* _Instructions for the task_
Set down all of the data that follows word for word, without the images.

* _Data excerpt_
++++
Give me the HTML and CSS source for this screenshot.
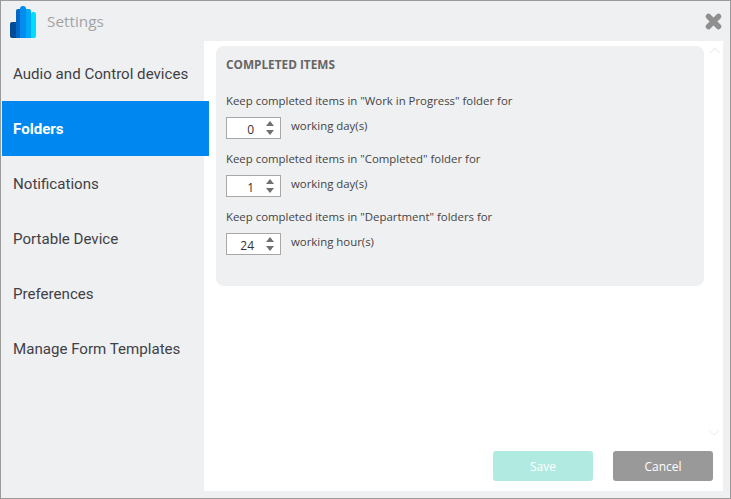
FILE: index.html
```html
<!DOCTYPE html>
<html lang="en">
<head>
<meta charset="utf-8">
<title>Settings</title>
<link rel="stylesheet" href="styles.css">
</head>
<body>
<div class="window">
  <header class="titlebar">
    <svg class="logo" width="26" height="32" viewBox="0 0 26 32">
      <path d="M0 18a2 2 0 0 1 2-2h4v16H2a2 2 0 0 1-2-2z" fill="#004a98"/>
      <path d="M6 5a2 2 0 0 1 2-2h2v29H6z" fill="#0067c4"/>
      <path d="M10 2a3 3 0 0 1 3-2 3 3 0 0 1 3 2v30h-6z" fill="#008cf0"/>
      <path d="M16 3h3a2 2 0 0 1 2 2v27h-5z" fill="#00aaf8"/>
      <path d="M21 8a2 2 0 0 1 2-2h1a2 2 0 0 1 2 2v22a2 2 0 0 1-2 2h-3z" fill="#00dcff"/>
    </svg>
    <span class="title">Settings</span>
    <svg class="close" width="17" height="17" viewBox="0 0 17 17">
      <path d="M3.5 3.5l10 10M13.5 3.5l-10 10" stroke="#8f8f8f" stroke-width="5.5" stroke-linecap="round" fill="none"/>
    </svg>
  </header>
  <div class="body">
    <nav class="sidebar">
      <a class="nav-item">Audio and Control devices</a>
      <a class="nav-item active">Folders</a>
      <a class="nav-item">Notifications</a>
      <a class="nav-item">Portable Device</a>
      <a class="nav-item">Preferences</a>
      <a class="nav-item">Manage Form Templates</a>
    </nav>
    <main class="content">
      <svg class="scroll-arrow top" width="12" height="7" viewBox="0 0 12 7"><path d="M1 6l5-5 5 5" fill="none" stroke="#f1f1f1" stroke-width="1.5"/></svg>
      <svg class="scroll-arrow bottom" width="12" height="7" viewBox="0 0 12 7"><path d="M1 1l5 5 5-5" fill="none" stroke="#f4f4f4" stroke-width="1.5"/></svg>
      <section class="panel">
        <h2 class="panel-title">COMPLETED ITEMS</h2>
        <div class="setting first">
          <p class="label">Keep completed items in "Work in Progress" folder for</p>
          <div class="row">
            <div class="spinner"><span class="value">0</span><span class="arrows"><i class="up"></i><i class="down"></i></span></div>
            <span class="unit">working day(s)</span>
          </div>
        </div>
        <div class="setting">
          <p class="label">Keep completed items in "Completed" folder for</p>
          <div class="row">
            <div class="spinner"><span class="value">1</span><span class="arrows"><i class="up"></i><i class="down"></i></span></div>
            <span class="unit">working day(s)</span>
          </div>
        </div>
        <div class="setting">
          <p class="label">Keep completed items in "Department" folders for</p>
          <div class="row">
            <div class="spinner"><span class="value">24</span><span class="arrows"><i class="up"></i><i class="down"></i></span></div>
            <span class="unit">working hour(s)</span>
          </div>
        </div>
      </section>
      <footer class="actions">
        <button class="btn save">Save</button>
        <button class="btn cancel">Cancel</button>
      </footer>
    </main>
  </div>
</div>
</body>
</html>
```
FILE: styles.css
```css
* { box-sizing: border-box; }
html, body { margin: 0; padding: 0; }
body { width: 731px; height: 499px; overflow: hidden; font-family: "Open Sans", sans-serif; }
.window {
  width: 731px; height: 499px;
  background: #eff0f2;
  border: 1px solid #9a9a9a;
  display: flex; flex-direction: column;
  padding: 0 7px 7px 1px;
}
.titlebar { height: 40px; display: flex; align-items: center; flex: none; position: relative; }
.logo { margin: 1px 0 0 8px; }
.title { margin-left: 11px; font-size: 15.3px; color: #a3a3a3; }
.close { margin-left: auto; margin-right: 1px; margin-top: 1px; }
.body { flex: 1; display: flex; min-height: 0; }
.sidebar { width: 202px; flex: none; padding-top: 5px; position: relative; z-index: 1; }
.nav-item {
  display: flex; align-items: center;
  height: 55px; width: 207px;
  padding: 0 0 0 11px;
  font: 400 15.1px/20px Roboto, sans-serif;
  color: #3f3f46;
}
.nav-item.active { background: #0088f0; color: #fff; font-weight: 700; }
.content { flex: 1; background: #fff; display: flex; flex-direction: column; padding: 5px 19px 10px 12px; position: relative; }
.scroll-arrow { position: absolute; right: 2px; }
.scroll-arrow.top { top: 6px; }
.scroll-arrow.bottom { top: 388px; right: 3px; }
.panel { height: 240px; background: #eff0f2; border-radius: 8px; padding: 11px 10px 0; }
.panel-title { margin: 0; font-size: 11.8px; line-height: 15px; font-weight: 700; color: #666; }
.setting { margin-top: 12px; }
.setting.first { margin-top: 21px; }
.label { margin: 0; font-size: 11.4px; line-height: 15px; color: #444; }
.row { display: flex; align-items: flex-start; margin-top: 9px; }
.spinner { width: 55px; height: 22px; background: #fff; border: 1px solid #a8a8a8; display: flex; align-items: center; }
.value { width: 27px; text-align: right; font-size: 12px; color: #333; margin-top: 2px; }
.arrows { margin-left: 12px; display: flex; flex-direction: column; gap: 4px; }
.arrows i { display: block; width: 0; height: 0; border-left: 4.5px solid transparent; border-right: 4.5px solid transparent; }
.arrows .up { border-bottom: 5px solid #707070; }
.arrows .down { border-top: 5px solid #707070; }
.unit { margin-left: 10px; font-size: 11.4px; line-height: 15px; color: #444; margin-top: 1px; }
.actions { margin-top: auto; display: flex; justify-content: flex-end; gap: 20px; margin-right: -9px; }
.btn { width: 100px; height: 30px; border: 0; border-radius: 3px; color: #fff; font: 400 12px "Open Sans", sans-serif; padding: 0; }
.save { background: #b0eae0; }
.cancel { background: #999; }
```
++++
* _Full solution_
Give me the HTML and CSS source for this screenshot.
FILE: index.html
```html
<!DOCTYPE html>
<html lang="en">
<head>
<meta charset="utf-8">
<title>Settings</title>
<link rel="stylesheet" href="styles.css">
</head>
<body>
<div class="window">
  <header class="titlebar">
    <svg class="logo" width="26" height="32" viewBox="0 0 26 32">
      <path d="M0 18a2 2 0 0 1 2-2h4v16H2a2 2 0 0 1-2-2z" fill="#004a98"/>
      <path d="M6 5a2 2 0 0 1 2-2h2v29H6z" fill="#0067c4"/>
      <path d="M10 2a3 3 0 0 1 3-2 3 3 0 0 1 3 2v30h-6z" fill="#008cf0"/>
      <path d="M16 3h3a2 2 0 0 1 2 2v27h-5z" fill="#00aaf8"/>
      <path d="M21 8a2 2 0 0 1 2-2h1a2 2 0 0 1 2 2v22a2 2 0 0 1-2 2h-3z" fill="#00dcff"/>
    </svg>
    <span class="title">Settings</span>
    <svg class="close" width="17" height="17" viewBox="0 0 17 17">
      <path d="M3.5 3.5l10 10M13.5 3.5l-10 10" stroke="#8f8f8f" stroke-width="5.5" stroke-linecap="round" fill="none"/>
    </svg>
  </header>
  <div class="body">
    <nav class="sidebar">
      <a class="nav-item">Audio and Control devices</a>
      <a class="nav-item active">Folders</a>
      <a class="nav-item">Notifications</a>
      <a class="nav-item">Portable Device</a>
      <a class="nav-item">Preferences</a>
      <a class="nav-item">Manage Form Templates</a>
    </nav>
    <main class="content">
      <svg class="scroll-arrow top" width="12" height="7" viewBox="0 0 12 7"><path d="M1 6l5-5 5 5" fill="none" stroke="#f1f1f1" stroke-width="1.5"/></svg>
      <svg class="scroll-arrow bottom" width="12" height="7" viewBox="0 0 12 7"><path d="M1 1l5 5 5-5" fill="none" stroke="#f4f4f4" stroke-width="1.5"/></svg>
      <section class="panel">
        <h2 class="panel-title">COMPLETED ITEMS</h2>
        <div class="setting first">
          <p class="label">Keep completed items in "Work in Progress" folder for</p>
          <div class="row">
            <div class="spinner"><span class="value">0</span><span class="arrows"><i class="up"></i><i class="down"></i></span></div>
            <span class="unit">working day(s)</span>
          </div>
        </div>
        <div class="setting">
          <p class="label">Keep completed items in "Completed" folder for</p>
          <div class="row">
            <div class="spinner"><span class="value">1</span><span class="arrows"><i class="up"></i><i class="down"></i></span></div>
            <span class="unit">working day(s)</span>
          </div>
        </div>
        <div class="setting">
          <p class="label">Keep completed items in "Department" folders for</p>
          <div class="row">
            <div class="spinner"><span class="value">24</span><span class="arrows"><i class="up"></i><i class="down"></i></span></div>
            <span class="unit">working hour(s)</span>
          </div>
        </div>
      </section>
      <footer class="actions">
        <button class="btn save">Save</button>
        <button class="btn cancel">Cancel</button>
      </footer>
    </main>
  </div>
</div>
</body>
</html>
```
FILE: styles.css
```css
* { box-sizing: border-box; }
html, body { margin: 0; padding: 0; }
body { width: 731px; height: 499px; overflow: hidden; font-family: "Open Sans", sans-serif; }
.window {
  width: 731px; height: 499px;
  background: #eff0f2;
  border: 1px solid #9a9a9a;
  display: flex; flex-direction: column;
  padding: 0 7px 7px 1px;
}
.titlebar { height: 40px; display: flex; align-items: center; flex: none; position: relative; }
.logo { margin: 1px 0 0 8px; }
.title { margin-left: 11px; font-size: 15.3px; color: #a3a3a3; }
.close { margin-left: auto; margin-right: 1px; margin-top: 1px; }
.body { flex: 1; display: flex; min-height: 0; }
.sidebar { width: 202px; flex: none; padding-top: 5px; position: relative; z-index: 1; }
.nav-item {
  display: flex; align-items: center;
  height: 55px; width: 207px;
  padding: 0 0 0 11px;
  font: 400 15.1px/20px Roboto, sans-serif;
  color: #3f3f46;
}
.nav-item.active { background: #0088f0; color: #fff; font-weight: 700; }
.content { flex: 1; background: #fff; display: flex; flex-direction: column; padding: 5px 19px 10px 12px; position: relative; }
.scroll-arrow { position: absolute; right: 2px; }
.scroll-arrow.top { top: 6px; }
.scroll-arrow.bottom { top: 388px; right: 3px; }
.panel { height: 240px; background: #eff0f2; border-radius: 8px; padding: 11px 10px 0; }
.panel-title { margin: 0; font-size: 11.8px; line-height: 15px; font-weight: 700; color: #666; }
.setting { margin-top: 12px; }
.setting.first { margin-top: 21px; }
.label { margin: 0; font-size: 11.4px; line-height: 15px; color: #444; }
.row { display: flex; align-items: flex-start; margin-top: 9px; }
.spinner { width: 55px; height: 22px; background: #fff; border: 1px solid #a8a8a8; display: flex; align-items: center; }
.value { width: 27px; text-align: right; font-size: 12px; color: #333; margin-top: 2px; }
.arrows { margin-left: 12px; display: flex; flex-direction: column; gap: 4px; }
.arrows i { display: block; width: 0; height: 0; border-left: 4.5px solid transparent; border-right: 4.5px solid transparent; }
.arrows .up { border-bottom: 5px solid #707070; }
.arrows .down { border-top: 5px solid #707070; }
.unit { margin-left: 10px; font-size: 11.4px; line-height: 15px; color: #444; margin-top: 1px; }
.actions { margin-top: auto; display: flex; justify-content: flex-end; gap: 20px; margin-right: -9px; }
.btn { width: 100px; height: 30px; border: 0; border-radius: 3px; color: #fff; font: 400 12px "Open Sans", sans-serif; padding: 0; }
.save { background: #b0eae0; }
.cancel { background: #999; }
```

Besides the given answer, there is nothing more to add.